6. Quando a demanda privada se contrai, em resultado desse processo, a manutenção do
nível de atividades só pode ser obtida se alguma fonte alternativa de demanda for
encontrada. 

Naturalmente, uma possibilidade é a demanda do resto do mundo, por meio da expansão das
exportações. Em uma crise como a atual (2008), porém, em que praticamente o mundo todo é
atingido, é preciso recorrer ao que Kalecki denominou exportações domésticas, isto é, a venda de
produtos para o governo, um agente “externo” ao setor privado. 

O papel do gasto do governo na sustentação da demanda agregada e do emprego é a sexta das


teses de Keynes revivida nos tempos atuais.

7.  O problema da estabilidade global.

Há duas formas de resolvê-lo.
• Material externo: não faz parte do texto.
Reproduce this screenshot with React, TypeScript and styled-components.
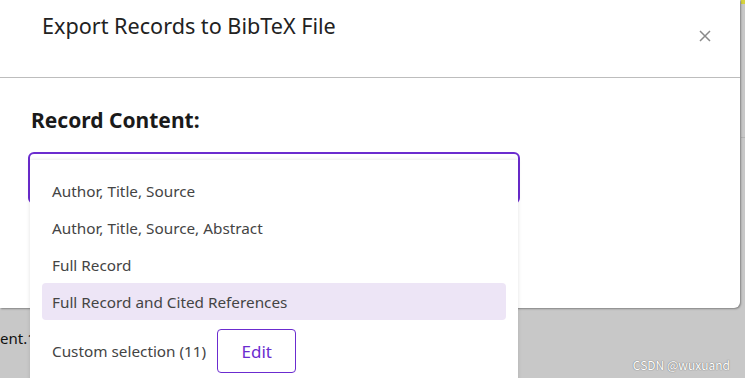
import React, { FC } from 'react';
import styled, { createGlobalStyle } from 'styled-components';

const PURPLE = '#6b2ccf';
const FONT = '"Noto Sans", "Open Sans", sans-serif';

const GlobalStyle = createGlobalStyle`
  html, body {
    margin: 0;
    padding: 0;
    overflow: hidden;
  }
  body {
    font-family: ${FONT};
  }
`;

const OPTIONS: string[] = [
  'Author, Title, Source',
  'Author, Title, Source, Abstract',
  'Full Record',
  'Full Record and Cited References'
];

const Page = styled.div`
  position: relative;
  width: 745px;
  height: 378px;
  background: #c8c8c8;
  overflow: hidden;
`;

const BehindText = styled.div`
  padding-top: 327px;
  font-size: 15px;
  line-height: 22px;
  color: #111;
`;

const Scrollbar = styled.div`
  position: absolute;
  top: 0;
  right: 0;
  width: 4px;
  height: 133px;
  border-top: 4px solid #d6d23c;
  border-bottom: 1px solid #b4b4b4;
  background: #c8c8c8;
`;

const Dialog = styled.div`
  position: absolute;
  top: 0;
  left: 0;
  width: 740px;
  height: 308px;
  background: #fff;
  border-bottom-right-radius: 6px;
  box-shadow: 1px 1px 2px rgba(0, 0, 0, 0.35);
`;

const Header = styled.div`
  display: flex;
  align-items: flex-start;
  justify-content: space-between;
  height: 78px;
  box-sizing: border-box;
  padding: 11px 29px 0 42px;
  border-bottom: 1px solid #bdbdbd;
`;

const Title = styled.h2`
  margin: 0;
  font-size: 21.6px;
  line-height: 30px;
  font-weight: 400;
  color: #222;
`;

const CloseButton = styled.button`
  margin-top: 19px;
  padding: 0;
  border: 0;
  background: none;
  width: 12px;
  height: 12px;
  display: flex;
`;

const Body = styled.div`
  padding: 27px 0 0 28px;
`;

const Label = styled.div`
  padding-left: 3px;
  font-size: 21px;
  line-height: 30px;
  font-weight: 700;
  color: #1a1a1a;
`;

const SelectBox = styled.div`
  position: relative;
  margin-top: 17px;
  width: 492px;
  height: 52px;
  box-sizing: border-box;
  border: 2px solid ${PURPLE};
  border-radius: 6px;
`;

const Menu = styled.ul`
  position: absolute;
  top: 6px;
  left: 0;
  width: 488px;
  margin: 0;
  padding: 12px 12px 20px;
  box-sizing: border-box;
  list-style: none;
  background: #fff;
  box-shadow: 0 0 4px rgba(0, 0, 0, 0.12);
  z-index: 2;
`;

const Item = styled.li<{ $active?: boolean }>`
  display: flex;
  align-items: center;
  height: 37px;
  padding: 0 10px;
  border-radius: 4px;
  font-size: 15.3px;
  color: #444;
  background: ${(p) => (p.$active ? '#ede5f6' : 'transparent')};
`;

const CustomRow = styled.li`
  display: flex;
  align-items: center;
  gap: 11px;
  margin-top: 9px;
  padding: 0 10px;
  font-size: 15.3px;
  color: #444;
`;

const EditButton = styled.button`
  width: 79px;
  height: 44px;
  border: 1px solid ${PURPLE};
  border-radius: 4px;
  background: #fff;
  color: ${PURPLE};
  font-family: ${FONT};
  font-size: 17px;
`;

const Watermark = styled.div`
  position: absolute;
  right: 15px;
  bottom: 5px;
  font-family: "Noto Sans CJK SC", "DejaVu Sans", sans-serif;
  font-size: 12px;
  color: #fff;
  text-shadow: 0 0 1px #777, 0 0 1px #777;
`;

const CloseIcon: FC = () => (
  <svg width="12" height="12" viewBox="0 0 12 12">
    <path d="M1 1L11 11M11 1L1 11" stroke="#8a8a8a" strokeWidth="1.5" />
  </svg>
);

const App: FC = () => (
  <Page>
    <GlobalStyle />
    <BehindText>ent.1</BehindText>
    <Scrollbar />
    <Dialog>
      <Header>
        <Title>Export Records to BibTeX File</Title>
        <CloseButton aria-label="Close">
          <CloseIcon />
        </CloseButton>
      </Header>
      <Body>
        <Label>Record Content:</Label>
        <SelectBox>
          <Menu>
            {OPTIONS.map((o, i) => (
              <Item key={o} $active={i === 3}>
                {o}
              </Item>
            ))}
            <CustomRow>
              Custom selection (11)
              <EditButton>Edit</EditButton>
            </CustomRow>
          </Menu>
        </SelectBox>
      </Body>
    </Dialog>
    <Watermark>CSDN @wuxuand</Watermark>
  </Page>
);

export default App;
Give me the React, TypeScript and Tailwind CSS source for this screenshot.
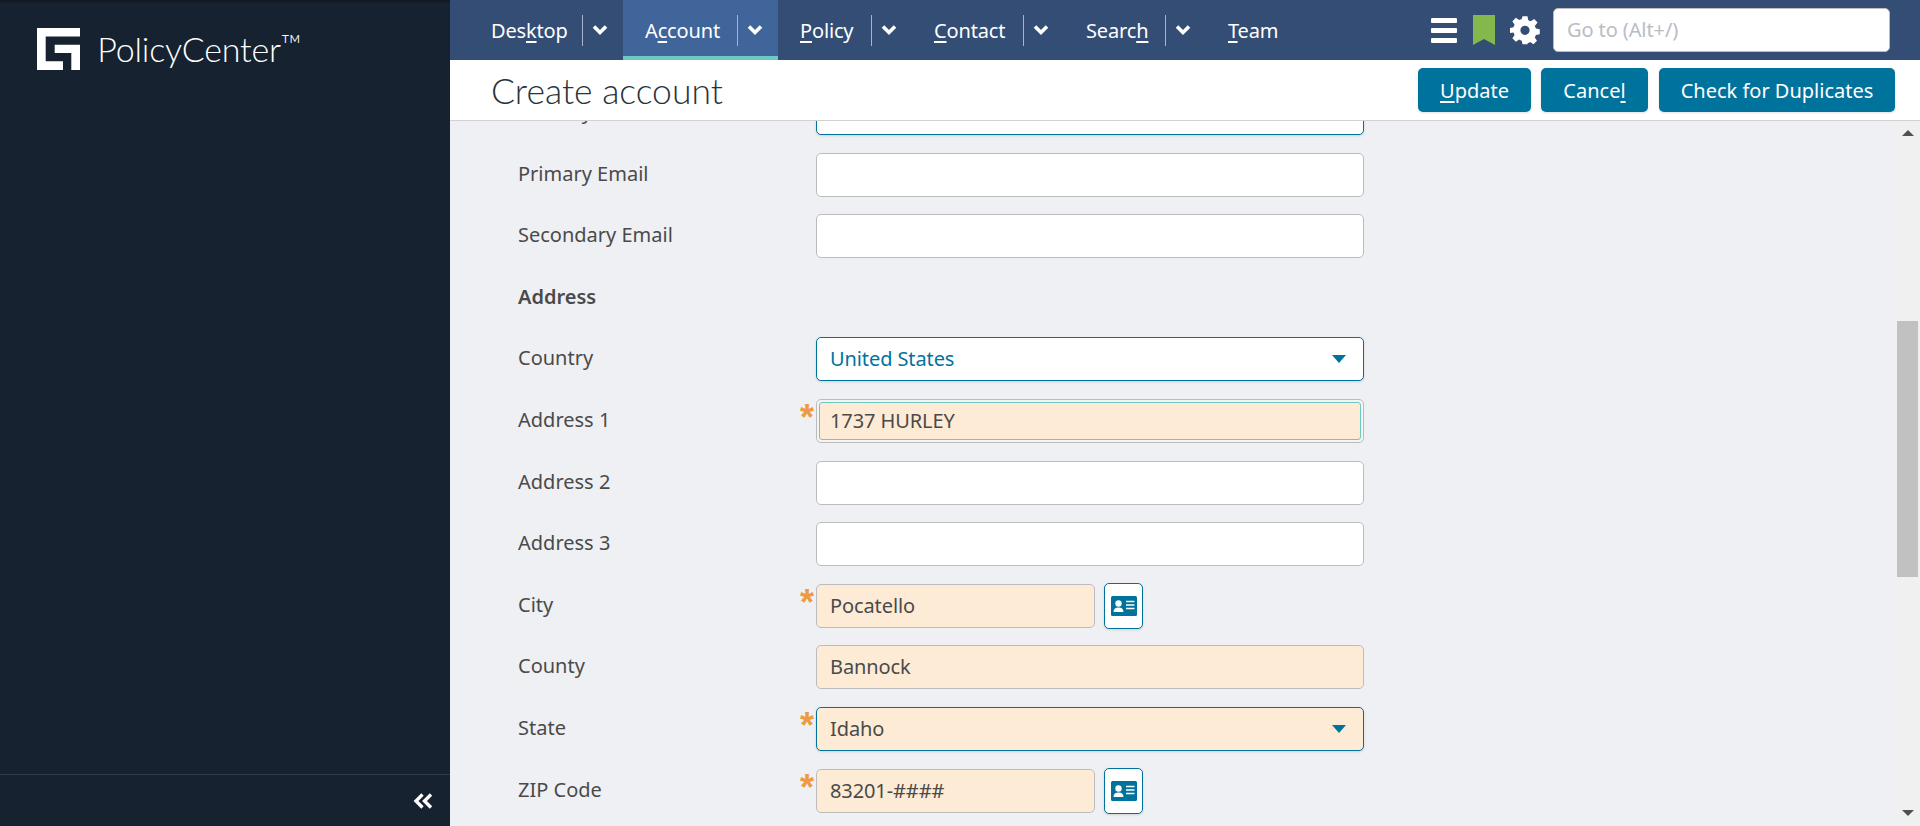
import { ReactNode } from 'react';

function Underlined({ before, letter, after }: { before?: string; letter: string; after?: string }) {
  return (
    <span>
      {before}
      <span className="underline underline-offset-[3px] decoration-[2px]">{letter}</span>
      {after}
    </span>
  );
}

function Chevron() {
  return (
    <svg viewBox="0 0 16 12" className="w-[16px] h-[12px]" fill="none" stroke="white" strokeWidth={3.6}>
      <path d="M2 2.5l6 6 6-6" />
    </svg>
  );
}

function NavItem({ label, split, active, w, pl }: { label: ReactNode; split?: boolean; active?: boolean; w: string; pl: string }) {
  return (
    <div className={`h-[60px] flex items-center ${pl} ${w} ${active ? 'bg-[#40659a] border-b-4 border-[#6cc8c0] pt-[4px]' : ''}`}>
      <span className="text-[20px] tracking-[-0.15px] pt-[1px]">{label}</span>
      {split && (
        <div className="flex items-center ml-auto mr-[15px]">
          <div className="w-px h-[31px] bg-[#a9b5c6] mr-[9px]" />
          <Chevron />
        </div>
      )}
    </div>
  );
}

function CardIcon() {
  return (
    <button className="w-[39px] h-[46px] -my-px ml-[9px] bg-white border border-[#00739d] rounded-[5px] flex items-center justify-center shadow-sm">
      <svg viewBox="0 0 26 20" className="w-[26px] h-[20px]">
        <rect width="26" height="20" rx="1.5" fill="#00739d" />
        <circle cx="7.5" cy="7.5" r="3.2" fill="white" />
        <path d="M2.5 16c0-3.2 2-4.6 5-4.6s5 1.4 5 4.6z" fill="white" />
        <path d="M15 5.5h8.5M15 9h8.5M15 12.5h8.5" stroke="white" strokeWidth="1.4" />
      </svg>
    </button>
  );
}

function Caret() {
  return (
    <svg viewBox="0 0 14 8" className="w-[14px] h-[8px] ml-auto mr-[17px]">
      <path d="M0 0h14L7 8z" fill="#00739d" />
    </svg>
  );
}

function Row({ label, required, children }: { label: string; required?: boolean; children?: ReactNode }) {
  return (
    <div className="h-[44px] flex items-center">
      <div className="w-[298px] text-[20px] text-[#4a4a4a] pb-[2px]">{label}</div>
      <div className="relative flex items-center">
        {required && (
          <span className="absolute left-[-16px] top-[-3px] text-[#ee9a3f] text-[36px] font-bold leading-[44px] h-[30px] font-['Liberation_Sans',sans-serif]">
            *
          </span>
        )}
        {children}
      </div>
    </div>
  );
}

function Field({ value, short, required }: { value?: string; short?: boolean; required?: boolean }) {
  return (
    <div
      className={`h-[44px] ${short ? 'w-[279px]' : 'w-[548px]'} ${required ? 'bg-[#feebd6]' : 'bg-white'} border border-[#bcbcbc] rounded-[5px] flex items-center pl-[13px] text-[20px] tracking-[-0.1px] text-[#4a4a4a]`}
    >
      {value}
    </div>
  );
}

function Select({ value, required }: { value: string; required?: boolean }) {
  return (
    <div
      className={`h-[44px] w-[548px] ${required ? 'bg-[#feebd6] text-[#4a4a4a]' : 'bg-white text-[#00739d]'} border border-[#00739d] rounded-[5px] flex items-center pl-[13px] text-[20px] tracking-[-0.1px] shadow-sm`}
    >
      {value}
      <Caret />
    </div>
  );
}

export default function App() {
  return (
    <div className="h-[826px] w-[1920px] flex overflow-hidden font-['Noto_Sans',sans-serif]">
      {/* sidebar */}
      <aside className="w-[450px] shrink-0 bg-[#172230] flex flex-col text-white">
        <div className="h-[4px] bg-gradient-to-b from-[#10171f] to-[#172230]" />
        <div className="flex items-start pl-[37px] pt-[24px] flex-1">
          <svg viewBox="0 0 43.300 42.300" className="w-[43.300px] h-[42.300px]" fill="white">
            <path d="M0 0h43.300v8.500H8.700v24.800H26v9H0z" />
            <path d="M17.700 16.700h25.600v25.600h-9V25H17.700z" />
          </svg>
          <div className="ml-[17px] -mt-[2px] text-[34px] leading-[46px] font-light font-['Lato',sans-serif] tracking-[-0.2px]">
            PolicyCenter<sup className="text-[28px] -top-[7px] relative align-baseline">™</sup>
          </div>
        </div>
        <div className="h-[52px] border-t border-[#2e3846] flex items-center justify-end pr-[17px]">
          <svg viewBox="0 0 20 16" className="w-[20px] h-[16px]" fill="none" stroke="white" strokeWidth={3.4}>
            <path d="M9.500 1.500L3 8l6.500 6.500M18 1.500L11.500 8l6.500 6.500" />
          </svg>
        </div>
      </aside>

      <div className="flex-1 flex flex-col min-w-0">
        {/* top nav */}
        <nav className="h-[60px] shrink-0 bg-[#334d75] flex items-center text-white">
          <NavItem w="w-[173px]" pl="pl-[41px]" split label={<Underlined before="Des" letter="k" after="top" />} />
          <NavItem w="w-[155px]" pl="pl-[22px]" split active label={<Underlined before="A" letter="c" after="count" />} />
          <NavItem w="w-[134px]" pl="pl-[22px]" split label={<Underlined letter="P" after="olicy" />} />
          <NavItem w="w-[152px]" pl="pl-[22px]" split label={<Underlined letter="C" after="ontact" />} />
          <NavItem w="w-[142px]" pl="pl-[22px]" split label={<Underlined before="Searc" letter="h" />} />
          <NavItem w="w-[100px]" pl="pl-[22px]" label={<Underlined letter="T" after="eam" />} />
          <div className="ml-auto flex items-center pr-[30px]">
            <div className="flex flex-col gap-[5px] w-[26px] mr-[16px]">
              <div className="h-[5px] bg-white rounded-[1px]" />
              <div className="h-[5px] bg-white rounded-[1px]" />
              <div className="h-[5px] bg-white rounded-[1px]" />
            </div>
            <svg viewBox="0 0 22 30" className="w-[22px] h-[30px] mr-[15px]">
              <path d="M0 0h22v30l-11-6-11 6z" fill="#84b84c" />
            </svg>
            <svg viewBox="0 0 24 24" className="w-[30px] h-[30px] mr-[13px]" fill="white">
              <path
                fillRule="evenodd"
                d="M10 1h4l.6 3.100c.7.200 1.400.500 2 .900l2.700-1.800 2.800 2.800L19.800 8.700c.400.600.700 1.300.900 2l3.100.600v4l-3.100.600c-.200.700-.500 1.400-.900 2l1.800 2.700-2.800 2.800-2.700-1.800c-.600.400-1.300.700-2 .900L14 23.400h-4l-.6-2.900c-.7-.200-1.400-.500-2-.900l-2.700 1.800-2.800-2.800 1.800-2.700c-.400-.600-.700-1.300-.900-2L0 14.300v-4l2.800-.600c.200-.700.500-1.400.900-2L1.900 5l2.800-2.800 2.700 1.800c.600-.400 1.300-.700 2-.900zM12 8.500a3.700 3.700 0 100 7.400 3.700 3.700 0 000-7.400z"
              />
            </svg>
            <div className="w-[337px] h-[44px] bg-white rounded-[5px] border border-[#bcbcbc] flex items-center pl-[13px] text-[20px] tracking-[-0.1px] text-[#b9bdc4]">
              Go to (Alt+/)
            </div>
          </div>
        </nav>

        {/* title bar */}
        <div className="h-[61px] shrink-0 bg-white border-b border-[#d2d2d2] flex items-start pl-[41px] pr-[25px] pt-[8px]">
          <h1 className="text-[35.500px] leading-[44px] mt-[1px] font-light font-['Lato',sans-serif] text-[#28323c]">Create account</h1>
          <div className="ml-auto flex gap-[10px] text-white text-[20px]">
            <button className="w-[113px] h-[44px] pt-[1px] bg-[#00739d] rounded-[5px] shadow-sm">
              <Underlined letter="U" after="pdate" />
            </button>
            <button className="w-[107px] h-[44px] pt-[1px] mr-[1px] bg-[#00739d] rounded-[5px] shadow-sm">
              <Underlined before="Cance" letter="l" />
            </button>
            <button className="w-[236px] h-[44px] pt-[1px] bg-[#00739d] rounded-[5px] shadow-sm">Check for Duplicates</button>
          </div>
        </div>

        {/* form */}
        <div className="flex-1 min-h-0 flex bg-[#eff0f4]">
          <div className="flex-1 overflow-hidden pl-[68px]">
            <div className="flex flex-col gap-[17.600px] -mt-[30px]">
              <Row label="Primary Phone">
                <div className="h-[44px] w-[548px] bg-white border border-[#00739d] rounded-[5px] shadow-sm" />
              </Row>
              <Row label="Primary Email"><Field /></Row>
              <Row label="Secondary Email"><Field /></Row>
              <div className="h-[44px] flex items-center text-[20px] font-semibold text-[#4a4a4a] pb-[2px]">Address</div>
              <Row label="Country"><Select value="United States" /></Row>
              <Row label="Address 1" required>
                <div className="h-[44px] w-[548px] border border-[#bcbcbc] rounded-[5px] p-[2px] bg-[#f4f4f2]">
                  <div className="h-full bg-[#feebd6] border border-[#6cc8c0] rounded-[3px] flex items-center pl-[10px] text-[20px] tracking-[-0.1px] text-[#4a4a4a]">
                    1737 HURLEY
                  </div>
                </div>
              </Row>
              <Row label="Address 2"><Field /></Row>
              <Row label="Address 3"><Field /></Row>
              <Row label="City" required><Field short required value="Pocatello" /><CardIcon /></Row>
              <Row label="County"><Field required value="Bannock" /></Row>
              <Row label="State" required><Select required value="Idaho" /></Row>
              <Row label="ZIP Code" required><Field short required value="83201-####" /><CardIcon /></Row>
            </div>
          </div>
          {/* scrollbar */}
          <div className="w-[26px] bg-[#f0f0f0] flex flex-col items-center pl-[1px]">
            <svg viewBox="0 0 12 6" className="w-[12px] h-[6px] mt-[9px]"><path d="M6 0l6 6H0z" fill="#505050" /></svg>
            <div className="w-[21px] h-[256px] bg-[#c1c1c1] mt-[185px]" />
            <svg viewBox="0 0 12 6" className="w-[12px] h-[6px] mt-[233px]"><path d="M0 0h12L6 6z" fill="#505050" /></svg>
          </div>
        </div>
      </div>
    </div>
  );
}
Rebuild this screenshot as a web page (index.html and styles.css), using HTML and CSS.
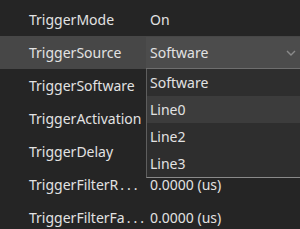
FILE: index.html
```html
<!DOCTYPE html>
<html lang="en">
<head>
  <meta charset="UTF-8">
  <title>Trigger Settings</title>
  <link rel="stylesheet" href="styles.css">
</head>
<body>
  <div class="props">
    <div class="row">
      <div class="name">TriggerMode</div>
      <div class="value">On</div>
    </div>
    <div class="row selected">
      <div class="name">TriggerSource</div>
      <div class="value combo">
        <span>Software</span>
        <svg class="chevron" width="10" height="6" viewBox="0 0 10 6">
          <path d="M1 1 L5 5 L9 1" fill="none" stroke="#8a8a8a" stroke-width="1.4"/>
        </svg>
      </div>
      <div class="popup">
        <div class="item">Software</div>
        <div class="item hover">Line0</div>
        <div class="item">Line2</div>
        <div class="item">Line3</div>
      </div>
    </div>
    <div class="row">
      <div class="name">TriggerSoftware</div>
      <div class="value"></div>
    </div>
    <div class="row">
      <div class="name">TriggerActivation</div>
      <div class="value"></div>
    </div>
    <div class="row">
      <div class="name">TriggerDelay</div>
      <div class="value"></div>
    </div>
    <div class="row">
      <div class="name" title="TriggerFilterRiseEdge">TriggerFilterR<span class="dots">...</span></div>
      <div class="value">0.0000 (us)</div>
    </div>
    <div class="row">
      <div class="name" title="TriggerFilterFallEdge">TriggerFilterFa<span class="dots">...</span></div>
      <div class="value">0.0000 (us)</div>
    </div>
  </div>
</body>
</html>
```

FILE: styles.css
```css
body {
  margin: 0;
  background: #252525;
  font-family: 'Noto Sans', sans-serif;
  font-size: 14px;
  color: #e2e2e2;
  overflow: hidden;
}
.props {
  padding-top: 3px;
}
.row {
  position: relative;
  display: flex;
  height: 33px;
  align-items: center;
}
.row.selected {
  background: #474747;
}
.name {
  width: 117px;
  padding-left: 29px;
  white-space: nowrap;
  overflow: hidden;
}
.dots {
  letter-spacing: 3px;
  margin-left: 2px;
}
.value {
  flex: 1;
  padding-left: 4px;
  white-space: nowrap;
}
.combo {
  align-self: stretch;
  margin-top: 1px;
  display: flex;
  align-items: center;
  justify-content: space-between;
  background: #4c4c4c;
  border-bottom: 1px solid #6e6e6e;
  padding-right: 4px;
}
.popup {
  position: absolute;
  left: 146px;
  top: 33px;
  right: 0;
  background: #2e2e2e;
  border-left: 1px solid #5e5e5e;
  border-bottom: 1px solid #8a8a8a;
  z-index: 2;
}
.item {
  height: 27px;
  line-height: 27px;
  padding-left: 3px;
}
.item.hover {
  background: #3c3c3c;
}
```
A primeira é supor que a estabilidade macroeconômica decorre de
virtudes intrínsecas à ordem social que define economias empresariais. Este é o sentido profundo
da imagem da mão invisível, por ela, a interação de agentes econômicos movidos pelo seu
interesse individual seria sólida o suficiente para assegurar a estabilidade da ordem social, sem
necessidade de controles externos.

A posição alternativa seria a de que a ordem é, realmente, garantida pela existência de instituições
cujo papel é conter as tendências sistêmicas à desintegração intrínsecas à ordem social moderna.

Nessa linha de raciocínio, o movimento de desregulação financeira desenvolvido desde a década


de 1980 baseou-se na suposição implícita à hipótese de mercados eficientes, de que a livre atuação
de agentes financeiros seria capaz de garantir a estabilidade desse sub sistema. 

A visão da economia de Keynes, em contraste, diz que nos mercados financeiros as tendências


desintegradoras são particularmente atuantes, para cuja contenção é fundamental a existência de
métodos de regulação e supervisão financeiras relativamente rigorosos. Essa é uma função pública
impossível de ser privatizada ou mesmo de ser implementada por meio de métodos de mercado.